Holding — Miller, J.
- The Court of Appeal of the State of California held that the hotel owners were entitled to refunds of the penalties assessed against them because they had exercised ordinary care in the management of their tax obligations.
Rule
- A taxpayer may be entitled to a waiver of penalties for failure to timely file or pay taxes if they can demonstrate that such failure occurred despite the exercise of ordinary care and in the absence of willful neglect.
Reasoning
- The Court of Appeal reasoned that the term "ordinary care" should be interpreted in a commonsense manner, allowing for reliance on a qualified employee who was hired to handle tax matters.
- The court rejected the City's argument that reliance on an employee could not constitute ordinary care, noting that the hotel owners took reasonable steps to ensure their tax obligations were met by hiring a reputable management company and a qualified controller.
- The court also determined that the penalties assessed under section 6.11-3 did not apply in this case, as the hotel owners had rebutted any estimated tax liabilities by filing their returns.
- The trial court's findings were supported by substantial evidence, including expert testimony supporting the hotel owners' claims of ordinary care.
- The court affirmed the trial court's judgment in favor of the hotel owners, stating that the penalties imposed were waivable under section 6.17-4, due to the lack of willful neglect and the exercise of ordinary care.
Deep Dive: How the Court Reached Its Decision
Court's Interpretation of Ordinary Care
The Court of Appeal interpreted the term "ordinary care" in a commonsense manner, emphasizing that it refers to the level of care that a prudent and competent person would exercise in similar circumstances. The court noted that the San Francisco Business and Tax Regulations Code did not explicitly define "ordinary care," allowing for a broader interpretation based on common understanding. The court concluded that the hotel owners had acted reasonably by hiring a qualified management company and a controller who was tasked with handling tax matters. It found that this reliance on their employee, despite the latter's subsequent dishonesty, constituted a reasonable exercise of care. The court's analysis reinforced the idea that taxpayers could not be penalized for the actions of an employee who failed to fulfill their responsibilities, particularly when the employer had exercised diligence in hiring and overseeing that employee. Moreover, the court highlighted that ordinary care could include the delegation of certain responsibilities to qualified personnel, thereby rejecting the City's argument that such reliance was inherently negligent. This interpretation aligned with the broader principles of negligence law, where reliance on qualified agents is typically viewed as a reasonable practice. Overall, the court's reasoning established that the hotel owners met the standard of ordinary care necessary to qualify for a waiver of penalties under section 6.17-4 of the Code.
Rejection of the City's Arguments
The court rejected the City's assertion that reliance on an employee could never constitute ordinary care, as this interpretation would impose an unreasonable burden on taxpayers.
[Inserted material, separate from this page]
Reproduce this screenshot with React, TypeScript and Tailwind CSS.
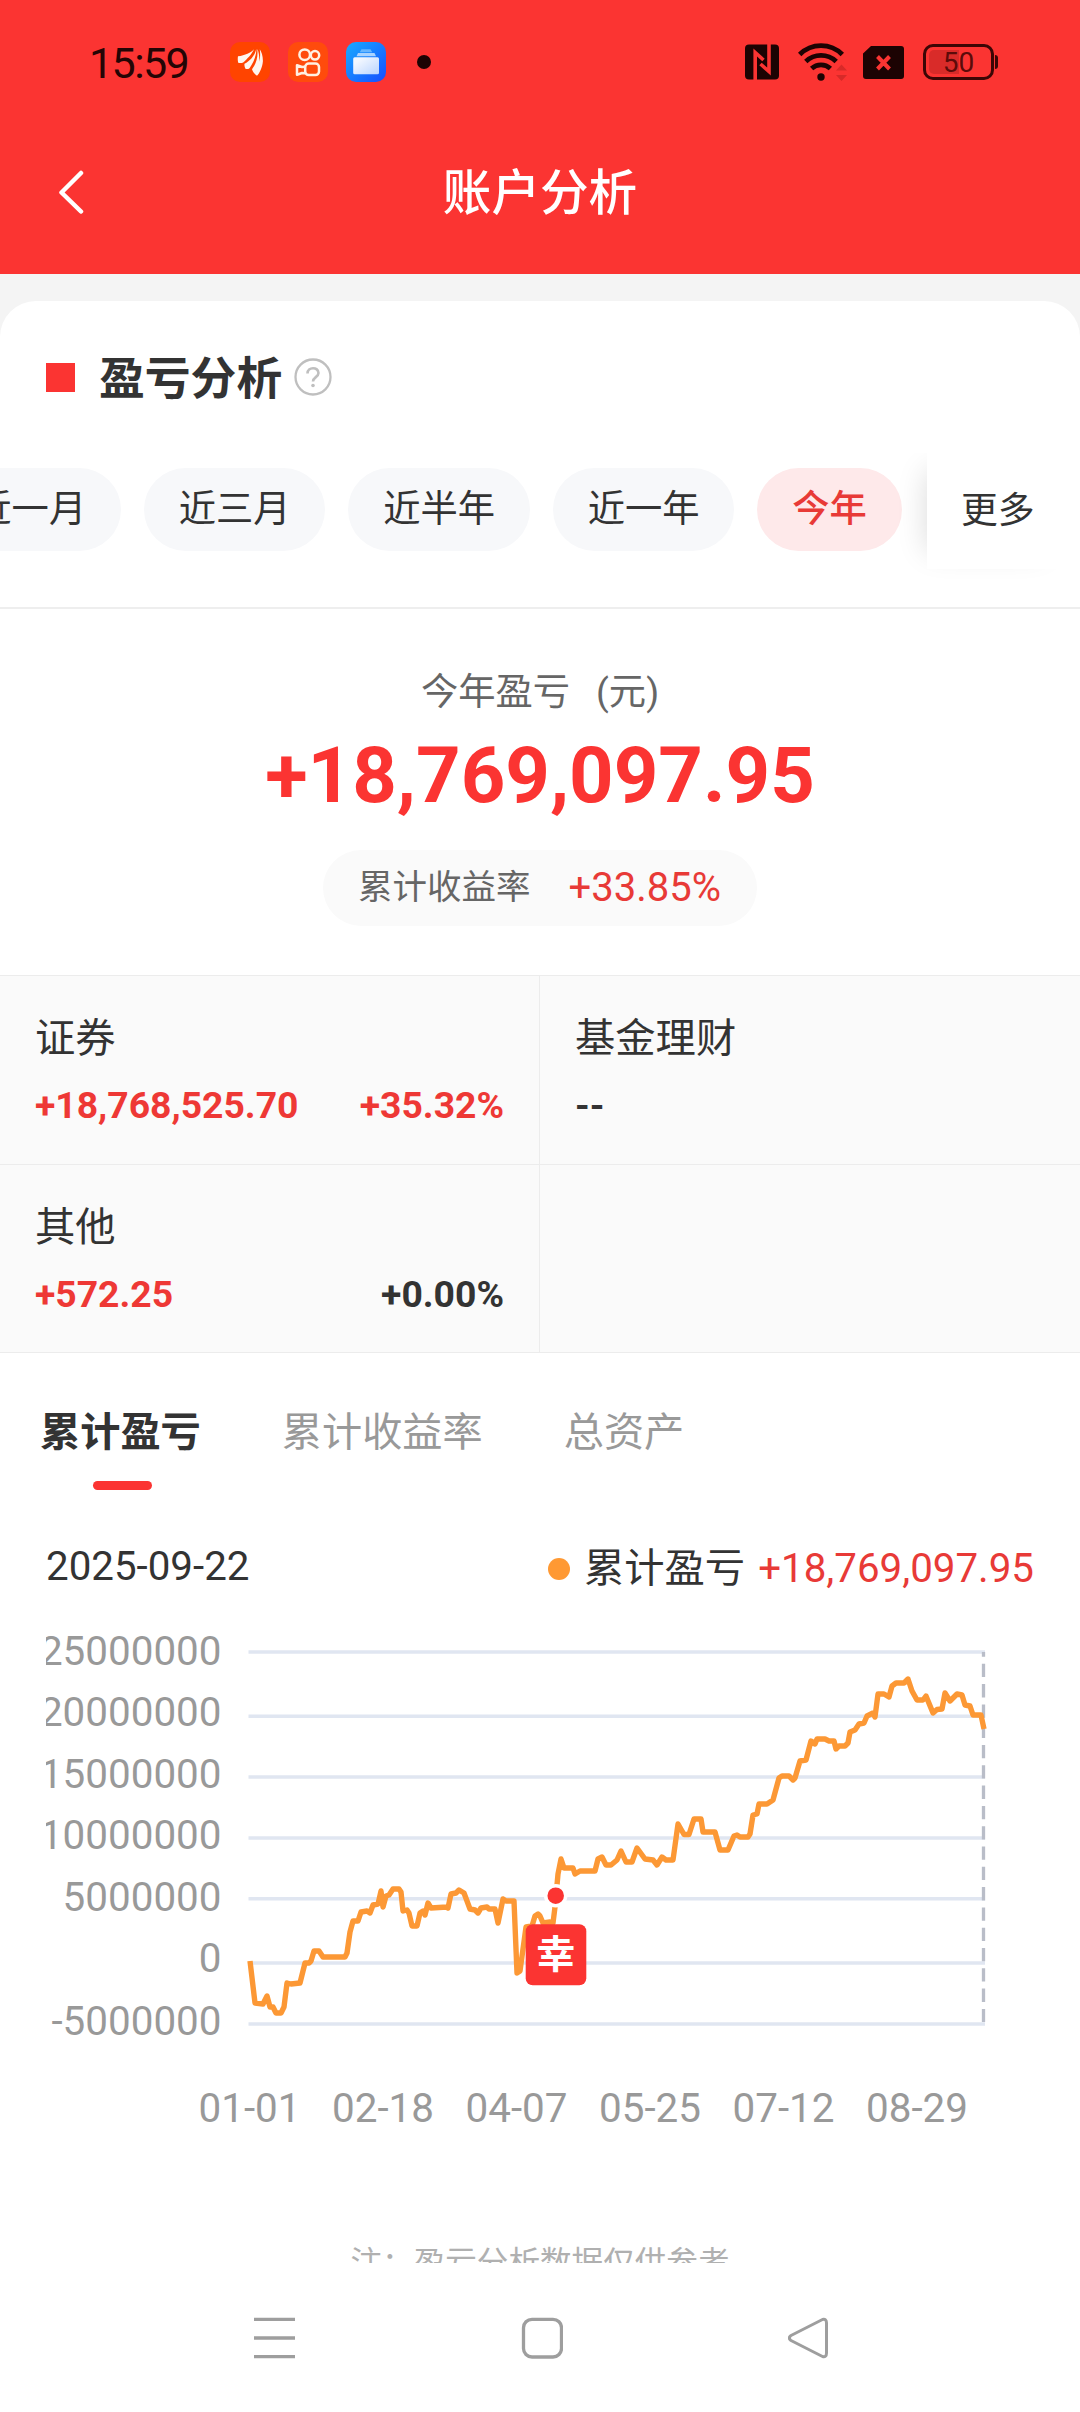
import clsx from "clsx";

type Tone = "up" | "flat";

type Holding = {
    name: string;
    amount?: string;
    amountTone?: Tone;
    rate?: string;
    rateTone?: Tone;
};

const periods = ["近一月", "近三月", "近半年", "近一年", "今年"];

const holdings: Holding[] = [
    {
        name: "证券",
        amount: "+18,768,525.70",
        amountTone: "up",
        rate: "+35.32%",
        rateTone: "up",
    },
    { name: "基金理财", amount: "--" },
    { name: "其他", amount: "+572.25", amountTone: "up", rate: "+0.00%" },
];

const yTicks = [
    { label: "25000000", line: 42, base: 54.6 },
    { label: "20000000", line: 106.3, base: 116 },
    { label: "15000000", line: 167, base: 177.7 },
    { label: "10000000", line: 228, base: 239 },
    { label: "5000000", line: 288.8, base: 301 },
    { label: "0", line: 353, base: 362.3 },
    { label: "-5000000", line: 414, base: 424.5 },
];

const xTicks = ["01-01", "02-18", "04-07", "05-25", "07-12", "08-29"];

const profitLine =
    "250,351 255,393 263,394 267,386 270,397 273,397 276,403 281,403 284,397 287,373 291,374 300,373 305,353 309,353 311,351 314,341 319,341 323,347 345,347 347,343 350,322 353,311 358,311 361,302 367,301 370,303 373,295 378,294 381,281 383,297 386,286 389,285 393,279 399,279 401,282 403,301 407,300 409,303 412,316 417,316 420,303 423,301 425,305 428,293 431,298 447,297 448,298 451,284 456,283 459,280 464,283 470,299 475,300 478,303 481,298 487,297 489,299 495,299 498,313 503,289 506,291 514,291 517,363 520,361 526,317 532,316 535,306 538,304 540,306 543,313 550,312 553,313 555,297 556,286 558,264 561,249 564,258 573,258 575,264 580,261 595,261 598,249 602,247 606,255 611,255 617,250 621,241 626,252 632,252 637,238 645,249 653,250 657,255 662,247 666,250 673,250 678,214 684,224.5 689,224.5 694,209 701,209 703,222 715,222 720,240 728,240 734,226 737,225 740,227 748,227 750,224 753,205 757,204 759,194 767,194 773,190 779,168 782,166 789,166 793,170 795,168 800,151 806,150 811,131 815,134 817,129 825,129 829,131 834,131 836,139 839,136 845,136 848,133 850,122 855,120 859,114 864,113 867,106 873,103 875,107 878,84 884,84 889,87 892,76 896,73 904,73 908,69 912,81 917,90 923,90 926,86 933,103 937,99.5 942,99 945,83 950,91 957,84 962,85 965,95 970,96 973,105 981,105 984,119";

function StatusBar() {
    return (
        <div className="flex h-[124px] items-center pl-[89px] pr-[86px] text-[#240505]">
            <span className="w-[141px] pt-[2px] text-[43px] leading-none tracking-[-1.6px]">
                15:59
            </span>
            <div className="flex flex-1 items-center gap-[18px]">
                <svg className="size-10" viewBox="0 0 40 40">
                    <rect width="40" height="40" rx="10" fill="#ff4400" />
                    <g fill="#fff6ee">
                        <path d="M24 7.2C21 10.5 15 13.5 8 14.3c-.4 2-.3 4.400.2 6.400 1.500.5 3.500.4 5-.2C17 17 22 12 24 7.200z" />
                        <path d="M26.300 7c-1.500 6.500-6 11.500-11.800 14.800-.3 1.600.2 3.600 1.200 5.200 1.500.3 2.800 0 3.800-.8C23 21.500 26.500 14 26.300 7z" />
                        <path d="M27.300 7c1 9-1.500 15-5.300 20.200.9 2.600 2.600 5 5 6.600 2.500-2.300 5.300-8 5.900-14.500C33 14 31.500 10 29.800 7.300c.6 5 .4 9-.5 12.500.2-5-.4-9.500-2-12.800z" />
                    </g>
                </svg>
                <svg className="size-10" viewBox="0 0 40 40">
                    <rect width="40" height="40" rx="10" fill="#ff4b0c" />
                    <g fill="none" stroke="#fff0e2" strokeWidth="2.500">
                        <circle cx="16.700" cy="12.700" r="5.300" />
                        <circle cx="27" cy="13.300" r="4.200" />
                        <rect x="17.200" y="21.500" width="13.800" height="11.600" rx="3.600" />
                        <path
                            d="M17.200 24.700l-3.200.3-5-1.800v9.600l5-1.800 3.200.3"
                            strokeLinejoin="round"
                        />
                    </g>
                </svg>
                <svg className="size-10" viewBox="0 0 40 40">
                    <defs>
                        <linearGradient id="files" x1="0" y1="0" x2="1" y2="1">
                            <stop offset="0" stopColor="#19abff" />
                            <stop offset="1" stopColor="#154dff" />
                        </linearGradient>
                        <linearGradient id="card" x1="0" y1="0" x2="1" y2="1">
                            <stop offset="0.200" stopColor="#f2f7ff" />
                            <stop offset="1" stopColor="#b9d4ff" />
                        </linearGradient>
                    </defs>
                    <rect width="40" height="40" rx="10" fill="url(#files)" />
                    <path d="M15.500 7.300h9l1.700 3H13.800z" fill="#67b6ff" />
                    <path d="M12 11h16.500l1.500 3.200H10.500z" fill="#a9d3ff" />
                    <rect x="7.200" y="15.300" width="25.800" height="17" rx="1.500" fill="url(#card)" />
                </svg>
                <span className="ml-[13px] size-[14px] rounded-full bg-[#1c0303]" />
            </div>
            <div className="flex items-center">
                <svg className="h-[36px] w-[34px]" viewBox="0 0 34 36">
                    <rect y="0.500" width="34" height="35" rx="4" fill="#1c0303" />
                    <path
                        d="M10.200 36V8.500L18.500 16M24 0v27.500L15.500 20"
                        fill="none"
                        stroke="#fb3432"
                        strokeWidth="3.600"
                    />
                </svg>
                <svg className="ml-[19px] h-10 w-[50px]" viewBox="0 0 50 40">
                    <g fill="none" stroke="#1c0303" strokeWidth="4.800">
                        <path d="M1.700 12.500A30 30 0 0 1 44.300 12.500" />
                        <path d="M7.800 19.500A22 22 0 0 1 38.200 19.500" />
                        <path d="M13.600 26.500A14 14 0 0 1 32.400 26.500" />
                    </g>
                    <circle cx="23" cy="35" r="3.700" fill="#1c0303" />
                    <path d="M38 28.500l5.500-6 5.500 6zM38 33l5.500 6 5.500-6z" fill="#d72a28" />
                </svg>
                <svg className="ml-[15px] h-[33px] w-[41px]" viewBox="0 0 41 33">
                    <path d="M8 0H38a3 3 0 0 1 3 3V30a3 3 0 0 1-3 3H3a3 3 0 0 1-3-3V7.500z" fill="#1c0303" />
                    <path d="M14.500 10.500l12 12.500M26.500 10.500l-12 12.500" stroke="#fb3432" strokeWidth="4" />
                </svg>
                <div className="relative ml-[19px] flex h-9 w-[71px] items-center rounded-[10px] border-[3px] border-[#3c0605] p-[3px]">
                    <span className="h-6 w-[30px] rounded-l-[5px] bg-[#d92b29]" />
                    <span className="absolute inset-0 flex items-center justify-center pt-px text-[28px] leading-none text-[#5c0b0a]">
                        50
                    </span>
                    <span className="absolute -right-[7px] top-[8px] h-[14px] w-[3px] rounded-r bg-[#3c0605]" />
                </div>
            </div>
        </div>
    );
}

function Header() {
    return (
        <header className="h-[274px] bg-[#fb3432]">
            <StatusBar />
            <div className="grid h-[136px] grid-cols-[1fr_auto_1fr] items-center pl-[57px]">
                <svg className="h-[44px] w-[28px]" viewBox="0 0 28 44">
                    <path
                        d="M24 3L4.500 22.500L24 41.500"
                        fill="none"
                        stroke="#fff"
                        strokeWidth="4.500"
                        strokeLinecap="round"
                        strokeLinejoin="round"
                    />
                </svg>
                <h1 className="-ml-[57px] pt-[5px] text-[48.600px] font-medium leading-none text-white">
                    账户分析
                </h1>
            </div>
        </header>
    );
}

function PeriodBar() {
    return (
        <div className="relative mt-[49px] h-[156px] overflow-hidden border-b-2 border-[#eeeeee]">
            <div className="-ml-[60.500px] flex gap-[23px] pt-[15px]">
                {periods.map((period) => (
                    <button
                        key={period}
                        className={clsx(
                            "h-[83px] shrink-0 rounded-full px-[34.8px] text-[37.300px] leading-none",
                            period === "今年"
                                ? "bg-[#fee9ea] font-medium text-[#e83a37]"
                                : "bg-[#f7f8fa] text-[#333333]",
                        )}
                    >
                        {period}
                    </button>
                ))}
            </div>
            <button className="absolute right-0 top-0 h-[116px] w-[153px] bg-white pl-[34px] text-left text-[36.800px] leading-none text-[#333333] shadow-[-18px_0_30px_-18px_rgba(0,0,0,0.15)]">
                更多
            </button>
        </div>
    );
}

function Summary() {
    return (
        <section className="flex h-[366px] flex-col items-center pt-[60px]">
            <p className="text-[37.300px] leading-[46px] text-[#666666]">
                今年盈亏<span className="ml-[26px]">(元)</span>
            </p>
            <p className="mt-[21px] text-[77.800px] font-bold leading-[80px] text-[#fb3432]">
                +18,769,097.95
            </p>
            <p className="mt-[34px] flex h-[76px] w-[434px] items-center justify-between rounded-full bg-[#fafafa] pl-[35px] pr-[36px] leading-none">
                <span className="pb-[2px] text-[34.500px] text-[#666666]">累计收益率</span>
                <span className="text-[40px] text-[#e83a37]">+33.85%</span>
            </p>
        </section>
    );
}

function HoldingCell({ holding }: { holding?: Holding }) {
    return (
        <div className="border-b border-r border-[#ececec] pl-[35px] pr-[35px] pt-[38px] even:border-r-0">
            {holding && (
                <>
                    <p className="text-[40.300px] leading-[50px] text-[#333333]">{holding.name}</p>
                    <p className="mt-[18px] flex justify-between text-[37.300px] font-bold leading-[46px] text-[#333333]">
                        <span className={clsx(holding.amountTone === "up" && "text-[#ee3835]")}>
                            {holding.amount}
                        </span>
                        <span className={clsx(holding.rateTone === "up" && "text-[#ee3835]")}>
                            {holding.rate}
                        </span>
                    </p>
                </>
            )}
        </div>
    );
}

function ProfitChart() {
    return (
        <svg className="block h-[560px] w-full" viewBox="0 0 1080 560">
            <defs>
                <clipPath id="axis">
                    <rect x="46" y="0" width="1034" height="560" />
                </clipPath>
            </defs>
            <g fontSize="40.400" fill="#999999" clipPath="url(#axis)">
                {yTicks.map((tick) => (
                    <text key={tick.label} x="221.500" y={tick.base} textAnchor="end">
                        {tick.label}
                    </text>
                ))}
                {xTicks.map((label, i) => (
                    <text key={label} x={249.500 + i * 133.500} y="511.500" textAnchor="middle">
                        {label}
                    </text>
                ))}
            </g>
            <g stroke="#e0e6f1" strokeWidth="3.500">
                {yTicks.map((tick) => (
                    <line key={tick.label} x1="248.500" x2="985" y1={tick.line} y2={tick.line} />
                ))}
            </g>
            <line
                x1="983.500"
                x2="983.500"
                y1="42"
                y2="412"
                stroke="#b9bdc8"
                strokeWidth="3.300"
                strokeDasharray="13.300 7"
                strokeDashoffset="8.500"
            />
            <polyline
                points={profitLine}
                fill="none"
                stroke="#fc9835"
                strokeWidth="5.400"
                strokeLinejoin="round"
            />
            <circle cx="555.700" cy="285.700" r="10" fill="#fb3432" stroke="#ffffff" strokeWidth="3.500" />
            <rect x="525.700" y="314.300" width="60.600" height="61" rx="7" fill="#fb3432" />
            <text x="555.800" y="357.500" fontSize="39" fontWeight="700" fill="#ffffff" textAnchor="middle">
                幸
            </text>
        </svg>
    );
}

function NavBar() {
    return (
        <nav className="flex h-[149px] items-center justify-between pl-[253px] pr-[250px]">
            <svg className="h-[44px] w-[42px]" viewBox="0 0 42 44" stroke="#9e9e9e" strokeWidth="3.300">
                <path d="M1 3.300h41M1 22h41M1 40.700h41" />
            </svg>
            <svg className="h-[44px] w-[42px]" viewBox="0 0 42 44" stroke="#9e9e9e" strokeWidth="3.300">
                <rect x="2.500" y="3.300" width="38" height="37.700" rx="8.500" fill="none" />
            </svg>
            <svg className="h-[44px] w-[42px]" viewBox="0 0 42 44" stroke="#9e9e9e" strokeWidth="3">
                <path
                    d="M34.500 3.500L3 19.500Q-.4 22 3 24.500L34.500 40.500Q38.500 41.500 38.500 37V7Q38.500 2.500 34.500 3.500z"
                    fill="none"
                    strokeLinejoin="round"
                />
            </svg>
        </nav>
    );
}

export default function App() {
    return (
        <div className="flex h-[2412px] w-[1080px] flex-col overflow-hidden bg-[#f4f4f4] font-['Roboto','Noto_Sans_CJK_SC',sans-serif]">
            <Header />
            <main className="mt-[27px] h-[1962px] shrink-0 overflow-hidden rounded-t-[36px] bg-white">
                <div className="flex items-center pl-[46px] pt-[49px]">
                    <span className="size-[29px] bg-[#fb3432]" />
                    <h2 className="ml-[24px] h-[54px] pt-[3px] text-[45.800px] font-bold leading-[54px] text-[#333333]">
                        盈亏分析
                    </h2>
                    <svg className="ml-[12px] size-[38px]" viewBox="0 0 38 38">
                        <circle cx="19" cy="19" r="17.500" fill="none" stroke="#bfbfbf" strokeWidth="2.300" />
                        <path
                            d="M13.500 15.500C13.500 8.500 24.500 8.500 24.500 15c0 4-5.500 4.300-5.500 8.500"
                            fill="none"
                            stroke="#bfbfbf"
                            strokeWidth="2.600"
                        />
                        <circle cx="19" cy="27.500" r="1.800" fill="#bfbfbf" />
                    </svg>
                </div>
                <PeriodBar />
                <Summary />
                <div className="grid h-[378px] grid-cols-2 grid-rows-2 overflow-hidden border-t border-[#ececec] bg-[#fafafa]">
                    {[0, 1, 2, 3].map((i) => (
                        <HoldingCell key={i} holding={holdings[i]} />
                    ))}
                </div>
                <div className="flex h-[157px] gap-[81px] pl-[40px] pt-[55px] text-[40.200px] leading-[50px] text-[#999999]">
                    <div className="flex flex-col items-center">
                        <span className="font-bold text-[#333333]">累计盈亏</span>
                        <span className="ml-[5px] mt-[23px] h-[9px] w-[59px] rounded-full bg-[#fb3432]" />
                    </div>
                    <span>累计收益率</span>
                    <span>总资产</span>
                </div>
                <div className="flex h-[100px] items-center pl-[46px] pr-[46px] pt-[18px] text-[40.300px] leading-none text-[#333333]">
                    <span className="flex-1 pb-[3px]">2025-09-22</span>
                    <span className="mr-[14px] size-[22px] rounded-full bg-[#ff9933]" />
                    <span className="mr-[13px]">累计盈亏</span>
                    <span className="text-[#e83a37]">+18,769,097.95</span>
                </div>
                <ProfitChart />
                <p className="mt-[72px] text-center text-[31.600px] leading-[44px] text-[#b0b0b0]">
                    注：盈亏分析数据仅供参考
                </p>
            </main>
            <div className="bg-white">
                <NavBar />
            </div>
        </div>
    );
}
The City had argued that no matter how careful the hotel owners were in hiring and supervising the employee, their reliance on him could not qualify as ordinary care under section 6.17-4. However, the court found this argument unpersuasive, noting that the hotel's management had taken reasonable steps to ensure compliance with tax obligations by hiring a reputable management company and qualified personnel. The court emphasized that the employee's dishonesty and concealment of his failures were unforeseen circumstances that the hotel owners could not have anticipated. Additionally, the court pointed out that the language of section 6.17-4 mandated a waiver of penalties when a taxpayer demonstrated ordinary care and absence of willful neglect, thus supporting the hotel owners' claims for refunds. The court further clarified that the penalties assessed under section 6.11-3 were not applicable due to the filing of tax returns that demonstrated actual tax liability, rebutting any estimated liabilities that the City had imposed. In doing so, the court underscored the importance of context in evaluating the actions of the hotel owners and dismissed the City's rigid interpretation of ordinary care as overly restrictive.
Consideration of Evidence
The Court of Appeal acknowledged that the trial court's findings were supported by substantial evidence, including expert testimony that corroborated the hotel owners' claims of ordinary care. Expert witnesses affirmed that it is standard practice in the boutique hotel industry to hire management companies and to delegate tax-related responsibilities to qualified individuals. Testimony indicated that the hotel owners had performed due diligence in selecting their management company, Engage, and its controller, Hernandez, who had a reputable background in hotel operations. The court highlighted the absence of evidence indicating willful neglect on the part of the hotel owners, reinforcing their position that they acted reasonably under the circumstances. The court also noted that the hotel owners had responded promptly to the notices from the City upon realizing the issues with tax filings. This prompt action included hiring a forensic accounting team to investigate the financial discrepancies, which further demonstrated their commitment to compliance. By evaluating the evidence in favor of the hotel owners, the court affirmed that their actions aligned with the standards set forth in the relevant tax regulations and justified the refund of penalties.
Conclusion of the Court
In conclusion, the Court of Appeal upheld the trial court's judgment in favor of the hotel owners, affirming their entitlement to refunds for the penalties assessed against them. The court determined that the hotel owners had exercised ordinary care in managing their tax obligations, which qualified them for a waiver of penalties under section 6.17-4 of the San Francisco Business and Tax Regulations Code. The court's interpretation emphasized the importance of context in evaluating taxpayer behavior and reinforced the principle that reliance on qualified employees is an acceptable practice in business operations. Additionally, the court found that the penalties assessed under section 6.11-3 were inapplicable since the hotel owners had successfully rebutted any estimated tax liabilities by filing accurate returns. The decision underscored the court's commitment to ensuring that taxpayers are not unfairly penalized for circumstances beyond their control, particularly when they have acted with reasonable care in fulfilling their obligations. Ultimately, the ruling served to clarify the standards for ordinary care in tax matters and affirmed the rights of taxpayers to seek refunds when they meet the necessary criteria.